Teleconference on 9th November 2011 with Sanjeev Shah - Manager of the Fidelity UK Special Situations Fund

  • Market conditions over the last 18 months have not suited Sanjeev’s contrarian value approach to investing and his priority is to turnaround what has been a period of poor performance.
  • Although there is a lot of a negative sentiment surrounding market at the present time, it is Sanjeev’s opinion that the world economy is likely to return to some form of normality with three to five years and that many of the stocks he owns are very attractively priced on this assumption. He feels that there will be an “anaemic” recovery, rather than a double-dip.
  • He maintains his contrarian style focusing on “unloved” and unfashionable companies.  Banks and the financial services sector are amongst the least popular sectors with other investors; however Sanjeev feels that retail banks, particularly Lloyds and HSBC, offer good value as the spread on valuations is close to historically low levels. 
  • Sanjeev feels that he is able to hold quality growth companies cheaply.

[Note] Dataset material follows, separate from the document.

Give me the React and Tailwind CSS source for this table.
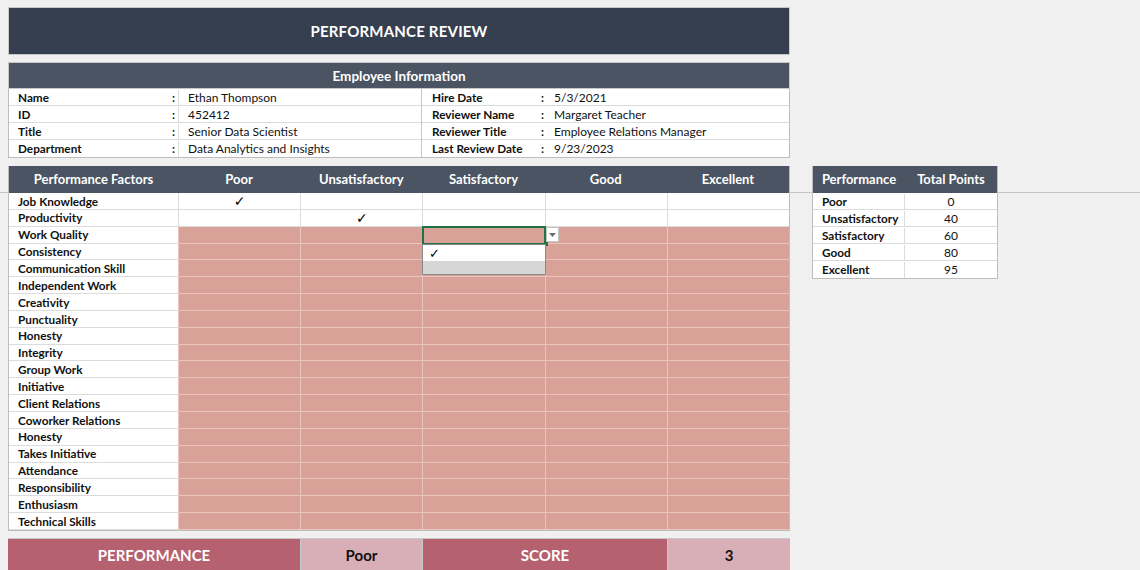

With the fund positioned ready for an upturn in sentiment this in many ways complements some of the other funds that we hold in our portfolios, where managers are positioned more defensively.

New Savings Product

Legal & General Inflation Protected Deposit Bond 

Launched 14th November, closes 6th January 2012

A cash savings vehicle that is suitable for Cash ISAs and Cash ISA transfers came to the market this week and was discussed in the meeting. It offers a minimum return of 17.5% after five years (equal to 3.27% AER), or if greater, 100% of any growth in the Retail Price Index.

In some respects one of the downsides of National Savings Index Linked Savings Certificates is that you could lose relative to saving in a Cash ISA if inflation is low (as happened in 2009). With this plan you don’t get the promise of the extra 0.5% pa that NS&I offer but you do get a minimum savings rate equal to 3.27% per year even if inflation were to come down. According to Moneyfacts the best 5 year fixed rate ISA is Halifax at 4.4% then Northern Rock at 4.0% so if inflation is low over the next 5 years the loss compared to the best fixed rate ISAs is 1.13% per year. This potential comparative loss should be set against the fact that inflation as measured by RPI could quite feasibly average well over the 4.4% rate offered by Halifax due to the risk of continuing to import inflation and the uncertain side effects of Quantitative Easing.

Clients wishing to know more about this bond should contact their usual adviser.


Conclusion

It was pleasing to see some recovery of confidence during October. The market seems to be torn between recognising very attractive valuations on an historical basis but fearing the unknown consequences of Europe’s Sovereign Debt crisis. Sanjeev Shah’s teleconference specifically with the Fraser Heath Investment Committee gave us some cause for optimism both in terms of his fund and in the opportunities for investors in general at this time. If Sanjeev and Fidelity are right in their view that the most likely outcome is a gradual return to normality, then brave investors should be well rewarded by committing to the markets at this time.